M. Delehaye. - L’opération indiquée par M. le ministre des finances n’est pas exécutable. On emploie au maximum 13 kilog. par hectolitres.
M. le ministre des finances (M. Liedts). - J'ai l'aveu de plusieurs distillateurs, d'Anvers surtout, que quelquefois on emploie plus de 13 kilg. par hectolitre. Aucune loi ne le defend aux distillateurs, du reste, la n'est pas la question.
- La discussion est close.
L'article 9 est adopté.
M. Delehaye. - Messieurs, ici devrait venir l'amendement que j'ai présente, relativement à l'emploi de la mélasse, cette proposition n'ayant pas un caractère transitoire.
J'ai à y faire une modification.
D'après cet amendement, si la matière mise en macération contient de la mélasse, le droit fixé par la loi du 20 décembre 1851, à 1 fr. 50, sera porté à 2 fr. 15.
Je vous indiquais que dix pour cent pouvaient facilement s'obtenir des mélasses. Mais comme il importe d'agir d'après des règles certaines, je propose de modifier mon amendement de la manière suivante :
« Le gouvernement, après avoir fait constater le rendement, est autorisé à porter au maximum à 2-15 l'impôt dû par les distillateurs qui emploient d'autres matières premières que les grains. »
M. de La Coste. - Messieurs, je m'étais fait inscrire pour combattre la proposition déposée par l'honorable M. Delehaye ; cependant je pensais que je n'aurais pas l'occasion de prendre la parole ; je supposais, en effet, que l'honorabie membre aurait retirée son amendement sur l'assurance donnée par M. le ministre des finances qu'il procéderait à un examen et saisirait la chambre d'une proposition formelle. Je crois encore que c'est là la marche la plus régulière à suivre.
M. le ministre a annoncé également qu'il examinerait s'il n'y aurait pas moyen de faire jouir les distilleries dont les produits sont destinés à l'exportation de la faveur de travailler en entrepôt. On pourrait comprendre ces deux objets dans une même loi, si l'un et l'autre sont reconnus utiles.
Les procèdes employés pour distiller la betterave sont de différente nature ; ce n'est pas une chose sur laquelle il soit facile d'improviser une mesure législative. Il y a d'autres procédés qui concourent également à augmenter le produit des distilleries et sur lesquels il n'a pas été fait d'expériences ; du moins elles n'ont pas été comprises dans les opérations dont il a été rendu compte à la chambre.
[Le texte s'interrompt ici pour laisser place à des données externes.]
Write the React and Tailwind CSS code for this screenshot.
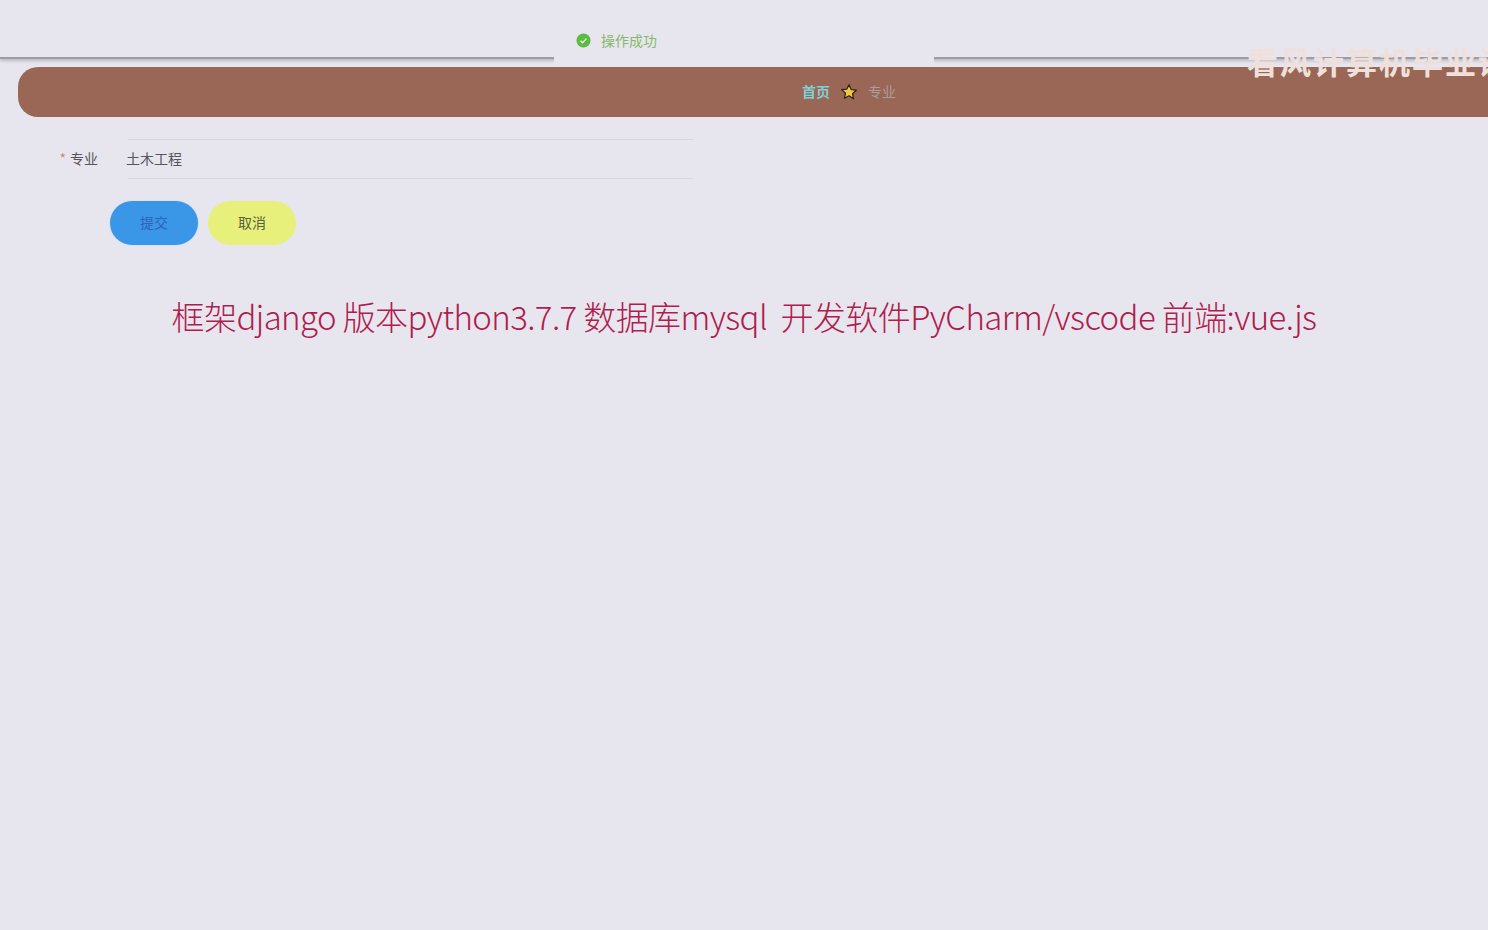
export default function App() {
  const cjk = "font-['Noto_Sans_CJK_SC',sans-serif]";
  return (
    <div className={`relative h-[930px] w-[1488px] overflow-hidden bg-[#e7e6ee] ${cjk}`}>
      <header className="h-[59px] border-b-2 border-[#9c9ca6] shadow-[0_2px_3px_rgba(120,120,130,0.4)]" />
      <nav className="ml-[18px] mt-[8px] flex h-[50px] items-center rounded-l-[20px] bg-[#9a6655] pb-[2px] pl-[784px] text-[14px] leading-none">
        <span className="font-bold text-[#7fd0d6]">首页</span>
        <svg className="mx-[10px] mt-[2px] h-[18px] w-[18px]" viewBox="0 0 24 24">
          <path d="M12 2.5l2.9 6.3 6.8.8-5 4.7 1.3 6.8L12 17l-6 3.4 1.3-6.8-5-4.7 6.8-.8z" fill="#f3c840" stroke="#2b2015" strokeWidth="1.6" strokeLinejoin="round" />
        </svg>
        <span className="text-[#aa9d9d]">专业</span>
      </nav>
      <form className="pt-[22px]">
        <div className="flex h-[40px] items-center">
          <label className="w-[98px] pb-[2px] text-right text-[14px] text-[#55555c]">
            <span className="mr-[4px] text-[#c98a8a]">*</span>专业
          </label>
          <div className="ml-[30px] flex h-[40px] w-[565px] items-center border-y border-[#d8d8de] pb-[1px] text-[14px] text-[#55555c]">
            <span className="-ml-[2px]">土木工程</span>
          </div>
        </div>
        <div className="ml-[110px] mt-[22px] flex gap-[10px]">
          <button type="button" className="h-[44px] w-[88px] rounded-[22px] bg-[#3a97e8] pb-[2px] text-[14px] text-[#2f62b8] shadow-[0_0_2px_#bcdcf5]">提交</button>
          <button type="button" className="h-[44px] w-[88px] rounded-[22px] bg-[#e6f07a] pb-[2px] text-[14px] text-[#5c6040]">取消</button>
        </div>
      </form>
      <p className="mt-[47px] whitespace-pre text-center text-[33px] font-light leading-[48px] tracking-[-0.6px] text-[#b01c4e]">
        框架django 版本python3.7.7 数据库mysql  开发软件PyCharm/vscode 前端:vue.js
      </p>
      <div className="absolute left-[554px] top-0 flex h-[66px] w-[380px] items-center bg-[#e7e6ee] pl-[22px] pt-[15px] text-[14px] text-[#86b86c]">
        <svg className="mr-[10px] h-[15px] w-[15px]" viewBox="0 0 16 16">
          <circle cx="8" cy="8" r="7.5" fill="#5cbb44" />
          <path d="M4.8 8.2l2.2 2.2 4.2-4.4" fill="none" stroke="#eef6e8" strokeWidth="1.5" />
        </svg>
        操作成功
      </div>
      <div className="absolute left-[1247px] top-[38px] whitespace-nowrap text-[31px] font-bold leading-[46px] tracking-[2px] text-[#efe0dc]">
        看风计算机毕业设计
      </div>
    </div>
  );
}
Il y a, par exemple, l'emploi des vinasses ; on a dit aussi que certaines distilleries faisaient grand usage du levain de Hollande. C'est sans doute dans le but de produire davantage dans un temps donné.
Or l'honorable M. Delehaye trouverait-il bon que je proposasse un amendement portant que le gouvernement pourra élever la taxe pour les distilleries qui emploient les vinasses, le levain et d'autres moyens semblables, sur lesquels aucune expérience n'a été faite ?
Celles qui ont été faites sous la direction du gouvernement avec un soin extrême, l'honorable membre les a contestées, et maintenant il se réfère d'avance à des expériences qui n'ont pas encore eu lieu, qu'il ne connaît pas, qu'il ne peut pas connaître, puisqu'elles n'existent pas encore ; il a une confiante parfaite dans celles qui n'existent pas, tandis qu'il récuse celles qui ont été faites. On serait tenté d'attribuer cette confiance subite au souvenir des luttes auxquelles la canne et la betterave ont jadis donné lieu ; je serais fâché, pour ma part, que l'honorable membre gardât ainsi rancune à la betterave.
Je pense que la chambre ne doit pas entrer dans de tels sentiments, aujourd'hui surtout que la paix est faite et qu'elle nous a coûté assez cher.
Les procèdes, ai-je dit, sont différents : on emploie la betterave ou la mêlasse seule, on emploie aussi la mélasse cumulativement avec le grain. Cet emploi de la mélasse est une innovation que j'appellerai heureuse. Les mélasses provenant de la betterave sont un déchet presque sans valeur ; le gouvernement exige même qu'elles soient dénaturées par des mélanges. Maintenant on en tire parti dans la distillation et la richesse publique s'en accroît.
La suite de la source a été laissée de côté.